Count the lines below that contain the word "this" and give only the number.

Entries with page source code:
════════════════════
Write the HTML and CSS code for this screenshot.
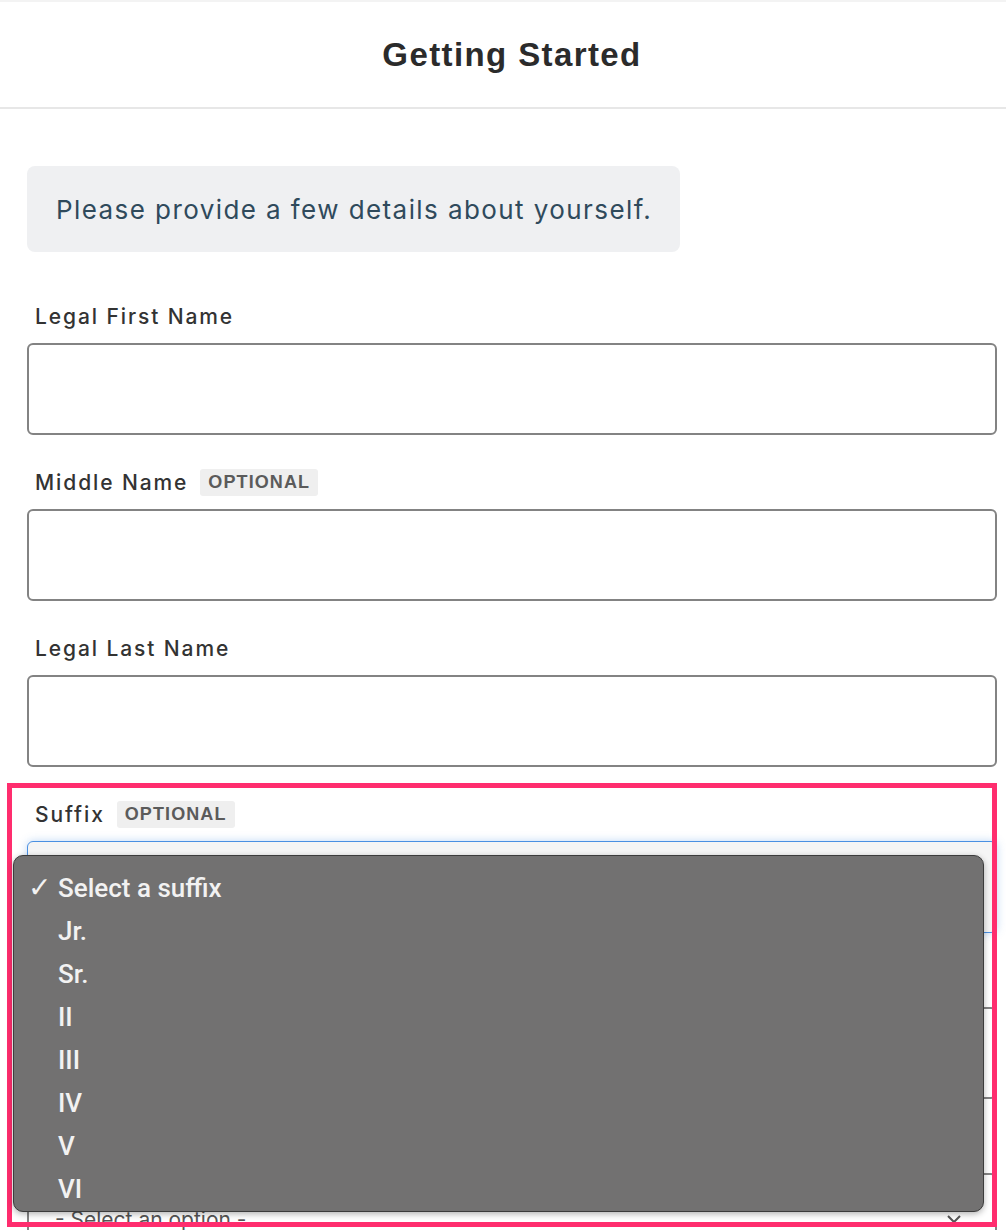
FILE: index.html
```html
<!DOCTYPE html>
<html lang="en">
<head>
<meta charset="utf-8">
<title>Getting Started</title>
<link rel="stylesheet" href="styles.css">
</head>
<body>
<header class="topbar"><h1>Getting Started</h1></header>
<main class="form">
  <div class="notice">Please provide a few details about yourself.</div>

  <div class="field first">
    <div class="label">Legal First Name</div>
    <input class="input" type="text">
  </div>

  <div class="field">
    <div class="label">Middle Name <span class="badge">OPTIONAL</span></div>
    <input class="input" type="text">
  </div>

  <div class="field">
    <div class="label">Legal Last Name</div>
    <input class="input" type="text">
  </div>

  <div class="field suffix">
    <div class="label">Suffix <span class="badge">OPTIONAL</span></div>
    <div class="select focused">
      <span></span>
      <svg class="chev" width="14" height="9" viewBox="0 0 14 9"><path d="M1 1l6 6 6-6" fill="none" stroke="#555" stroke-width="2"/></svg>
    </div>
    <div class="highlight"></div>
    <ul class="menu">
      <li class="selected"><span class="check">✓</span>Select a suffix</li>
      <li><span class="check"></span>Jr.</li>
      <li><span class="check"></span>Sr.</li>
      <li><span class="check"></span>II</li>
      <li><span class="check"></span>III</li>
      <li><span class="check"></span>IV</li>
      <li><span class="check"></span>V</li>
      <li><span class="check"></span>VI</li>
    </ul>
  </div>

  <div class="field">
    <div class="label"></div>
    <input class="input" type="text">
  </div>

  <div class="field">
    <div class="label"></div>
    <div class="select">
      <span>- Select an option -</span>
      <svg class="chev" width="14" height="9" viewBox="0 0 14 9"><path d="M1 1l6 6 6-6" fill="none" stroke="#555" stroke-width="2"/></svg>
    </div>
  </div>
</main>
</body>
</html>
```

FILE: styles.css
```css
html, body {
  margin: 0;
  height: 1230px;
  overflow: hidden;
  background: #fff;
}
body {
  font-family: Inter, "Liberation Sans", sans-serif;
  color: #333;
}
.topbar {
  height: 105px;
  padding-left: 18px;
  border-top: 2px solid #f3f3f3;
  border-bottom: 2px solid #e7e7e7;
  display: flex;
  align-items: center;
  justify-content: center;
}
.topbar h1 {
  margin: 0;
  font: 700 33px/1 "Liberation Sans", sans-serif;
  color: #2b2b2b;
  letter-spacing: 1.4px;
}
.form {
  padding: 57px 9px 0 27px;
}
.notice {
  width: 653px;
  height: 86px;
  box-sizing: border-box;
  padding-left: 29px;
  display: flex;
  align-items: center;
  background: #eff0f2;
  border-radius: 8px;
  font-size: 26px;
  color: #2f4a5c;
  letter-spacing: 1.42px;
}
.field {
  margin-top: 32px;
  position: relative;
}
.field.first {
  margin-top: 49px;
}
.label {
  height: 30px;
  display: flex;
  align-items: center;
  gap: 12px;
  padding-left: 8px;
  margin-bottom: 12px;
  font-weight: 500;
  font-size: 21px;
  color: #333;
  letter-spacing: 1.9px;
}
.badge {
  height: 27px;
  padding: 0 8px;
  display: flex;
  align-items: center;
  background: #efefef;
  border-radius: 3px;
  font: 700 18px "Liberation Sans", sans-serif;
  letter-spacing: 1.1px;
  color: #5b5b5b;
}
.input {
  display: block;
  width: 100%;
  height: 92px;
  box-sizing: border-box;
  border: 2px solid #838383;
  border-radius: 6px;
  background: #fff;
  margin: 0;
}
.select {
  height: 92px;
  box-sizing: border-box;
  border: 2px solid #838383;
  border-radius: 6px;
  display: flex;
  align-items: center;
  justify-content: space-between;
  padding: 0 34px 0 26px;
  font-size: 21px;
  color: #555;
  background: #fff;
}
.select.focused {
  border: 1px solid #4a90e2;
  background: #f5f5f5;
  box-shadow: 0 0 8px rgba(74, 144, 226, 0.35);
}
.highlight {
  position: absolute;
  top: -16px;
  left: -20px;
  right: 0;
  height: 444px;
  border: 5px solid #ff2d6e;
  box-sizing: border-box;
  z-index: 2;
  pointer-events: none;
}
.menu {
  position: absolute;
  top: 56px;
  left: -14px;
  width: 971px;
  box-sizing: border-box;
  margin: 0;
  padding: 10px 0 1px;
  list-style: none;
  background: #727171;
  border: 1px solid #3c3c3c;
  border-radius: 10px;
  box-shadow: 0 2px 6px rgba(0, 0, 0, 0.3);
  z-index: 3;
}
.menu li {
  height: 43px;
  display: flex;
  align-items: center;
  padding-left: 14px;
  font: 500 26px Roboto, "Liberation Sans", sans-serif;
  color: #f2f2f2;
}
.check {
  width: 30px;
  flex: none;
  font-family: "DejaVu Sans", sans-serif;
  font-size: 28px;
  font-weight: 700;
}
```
════════════════════
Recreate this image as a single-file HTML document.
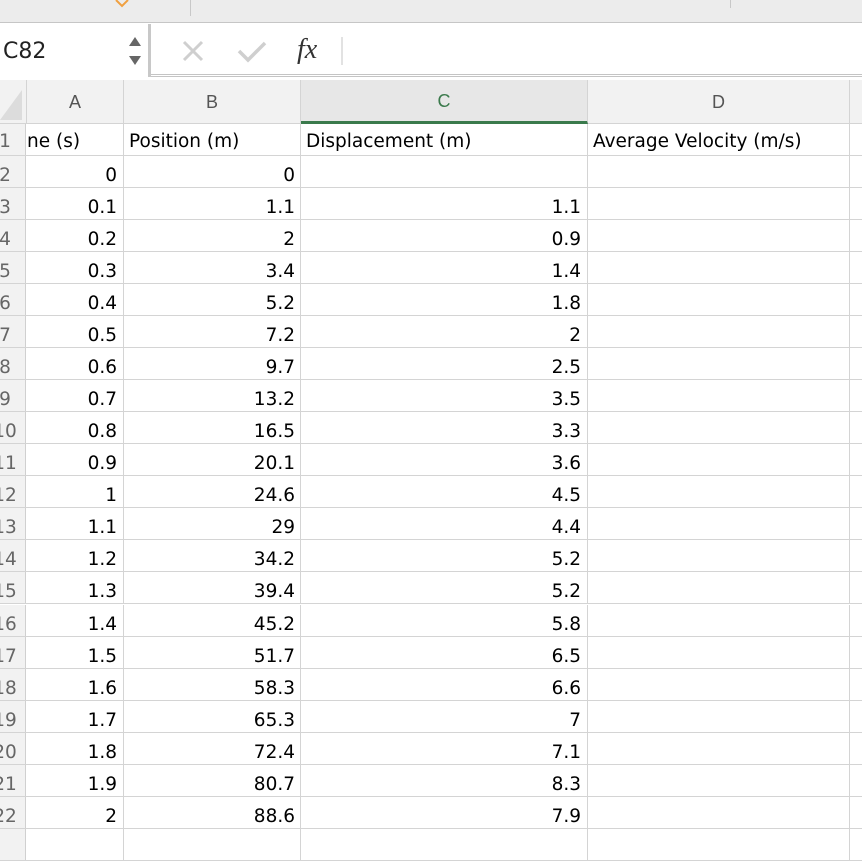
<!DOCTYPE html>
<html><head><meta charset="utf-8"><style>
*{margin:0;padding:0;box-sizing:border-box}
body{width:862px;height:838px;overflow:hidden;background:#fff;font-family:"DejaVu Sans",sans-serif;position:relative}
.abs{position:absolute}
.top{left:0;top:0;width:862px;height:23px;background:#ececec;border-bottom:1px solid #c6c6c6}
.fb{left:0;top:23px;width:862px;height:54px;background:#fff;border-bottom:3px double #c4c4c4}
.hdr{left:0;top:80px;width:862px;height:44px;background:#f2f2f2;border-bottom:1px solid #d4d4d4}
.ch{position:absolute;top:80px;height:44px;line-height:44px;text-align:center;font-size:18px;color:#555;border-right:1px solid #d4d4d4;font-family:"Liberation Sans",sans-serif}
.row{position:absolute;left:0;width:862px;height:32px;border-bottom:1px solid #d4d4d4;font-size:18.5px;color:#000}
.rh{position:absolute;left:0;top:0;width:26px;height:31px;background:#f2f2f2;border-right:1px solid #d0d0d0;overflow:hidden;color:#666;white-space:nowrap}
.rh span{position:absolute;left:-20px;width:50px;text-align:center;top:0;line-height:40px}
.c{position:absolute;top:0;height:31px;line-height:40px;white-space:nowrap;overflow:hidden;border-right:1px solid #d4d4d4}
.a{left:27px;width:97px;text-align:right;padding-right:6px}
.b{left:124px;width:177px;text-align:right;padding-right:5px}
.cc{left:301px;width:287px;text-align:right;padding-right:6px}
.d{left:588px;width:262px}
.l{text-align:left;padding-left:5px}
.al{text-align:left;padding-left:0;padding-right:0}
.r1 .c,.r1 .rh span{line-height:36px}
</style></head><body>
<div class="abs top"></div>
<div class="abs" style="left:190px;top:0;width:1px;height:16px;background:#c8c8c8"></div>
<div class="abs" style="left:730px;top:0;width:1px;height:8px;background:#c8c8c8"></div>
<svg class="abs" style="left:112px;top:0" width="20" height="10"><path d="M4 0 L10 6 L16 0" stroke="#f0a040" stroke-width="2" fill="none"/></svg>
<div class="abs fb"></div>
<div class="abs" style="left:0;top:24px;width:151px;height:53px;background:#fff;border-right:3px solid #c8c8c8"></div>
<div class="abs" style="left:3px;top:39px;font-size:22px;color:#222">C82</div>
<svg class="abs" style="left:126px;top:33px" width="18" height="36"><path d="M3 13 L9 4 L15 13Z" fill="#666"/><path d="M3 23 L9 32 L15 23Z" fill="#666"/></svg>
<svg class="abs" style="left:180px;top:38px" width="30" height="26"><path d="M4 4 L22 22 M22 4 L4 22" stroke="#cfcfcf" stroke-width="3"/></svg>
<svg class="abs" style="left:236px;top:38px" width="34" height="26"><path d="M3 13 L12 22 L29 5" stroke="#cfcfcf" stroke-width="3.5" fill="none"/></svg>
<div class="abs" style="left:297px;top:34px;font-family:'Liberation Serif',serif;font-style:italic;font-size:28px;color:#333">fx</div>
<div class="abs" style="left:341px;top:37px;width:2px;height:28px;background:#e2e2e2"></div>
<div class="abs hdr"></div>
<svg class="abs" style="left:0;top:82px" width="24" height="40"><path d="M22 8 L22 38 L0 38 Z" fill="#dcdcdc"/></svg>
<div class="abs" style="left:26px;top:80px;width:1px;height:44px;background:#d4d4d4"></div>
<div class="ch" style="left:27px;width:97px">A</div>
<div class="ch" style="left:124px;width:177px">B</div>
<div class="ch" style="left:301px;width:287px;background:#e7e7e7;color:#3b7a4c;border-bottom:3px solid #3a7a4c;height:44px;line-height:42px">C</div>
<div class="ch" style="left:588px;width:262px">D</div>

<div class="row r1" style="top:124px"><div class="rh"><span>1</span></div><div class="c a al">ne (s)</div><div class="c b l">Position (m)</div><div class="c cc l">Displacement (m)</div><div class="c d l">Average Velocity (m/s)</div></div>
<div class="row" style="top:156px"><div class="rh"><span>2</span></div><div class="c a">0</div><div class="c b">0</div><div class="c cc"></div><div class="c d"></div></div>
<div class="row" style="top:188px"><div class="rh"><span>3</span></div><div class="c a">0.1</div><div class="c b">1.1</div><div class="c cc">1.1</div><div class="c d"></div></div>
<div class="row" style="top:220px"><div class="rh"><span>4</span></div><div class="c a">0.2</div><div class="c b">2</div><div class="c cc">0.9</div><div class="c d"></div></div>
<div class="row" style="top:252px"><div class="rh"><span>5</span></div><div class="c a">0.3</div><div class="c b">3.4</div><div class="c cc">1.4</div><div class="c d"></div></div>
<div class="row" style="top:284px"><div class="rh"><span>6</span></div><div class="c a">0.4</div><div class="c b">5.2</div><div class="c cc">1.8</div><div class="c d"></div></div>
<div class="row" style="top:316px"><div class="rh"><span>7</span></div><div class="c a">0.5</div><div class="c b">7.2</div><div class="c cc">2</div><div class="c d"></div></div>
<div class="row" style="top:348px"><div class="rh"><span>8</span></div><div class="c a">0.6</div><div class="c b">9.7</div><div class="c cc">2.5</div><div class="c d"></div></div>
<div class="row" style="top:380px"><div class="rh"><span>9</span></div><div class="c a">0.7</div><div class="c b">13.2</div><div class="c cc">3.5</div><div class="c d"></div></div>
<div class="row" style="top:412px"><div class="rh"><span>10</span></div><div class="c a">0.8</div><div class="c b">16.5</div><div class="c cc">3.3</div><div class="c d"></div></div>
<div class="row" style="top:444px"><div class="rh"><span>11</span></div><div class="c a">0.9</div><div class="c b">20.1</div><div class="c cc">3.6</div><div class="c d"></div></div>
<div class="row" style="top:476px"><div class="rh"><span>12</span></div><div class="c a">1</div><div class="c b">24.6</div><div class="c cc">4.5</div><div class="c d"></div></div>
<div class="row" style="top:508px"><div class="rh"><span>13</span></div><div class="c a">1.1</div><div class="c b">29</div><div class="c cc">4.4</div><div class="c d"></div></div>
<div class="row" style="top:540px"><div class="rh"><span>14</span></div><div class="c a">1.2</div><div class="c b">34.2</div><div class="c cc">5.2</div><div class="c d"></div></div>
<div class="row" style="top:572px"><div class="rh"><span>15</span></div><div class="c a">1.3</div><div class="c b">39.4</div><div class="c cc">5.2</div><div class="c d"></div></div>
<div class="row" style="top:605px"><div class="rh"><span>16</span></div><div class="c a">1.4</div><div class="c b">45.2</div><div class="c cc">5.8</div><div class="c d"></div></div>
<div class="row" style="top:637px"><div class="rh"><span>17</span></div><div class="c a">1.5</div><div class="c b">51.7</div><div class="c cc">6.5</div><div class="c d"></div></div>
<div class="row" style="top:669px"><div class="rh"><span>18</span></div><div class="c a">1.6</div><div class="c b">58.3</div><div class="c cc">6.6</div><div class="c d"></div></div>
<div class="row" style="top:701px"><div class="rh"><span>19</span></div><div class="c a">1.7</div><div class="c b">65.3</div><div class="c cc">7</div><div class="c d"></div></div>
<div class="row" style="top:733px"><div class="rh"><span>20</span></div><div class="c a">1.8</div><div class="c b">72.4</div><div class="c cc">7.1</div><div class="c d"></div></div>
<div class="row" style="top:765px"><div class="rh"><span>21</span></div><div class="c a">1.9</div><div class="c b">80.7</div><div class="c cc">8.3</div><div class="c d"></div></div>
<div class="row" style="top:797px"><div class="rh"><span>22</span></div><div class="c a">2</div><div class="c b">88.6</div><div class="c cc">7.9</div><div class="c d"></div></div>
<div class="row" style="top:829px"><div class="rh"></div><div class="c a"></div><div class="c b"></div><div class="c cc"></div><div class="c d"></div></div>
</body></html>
════════════════════
## Output of the task
2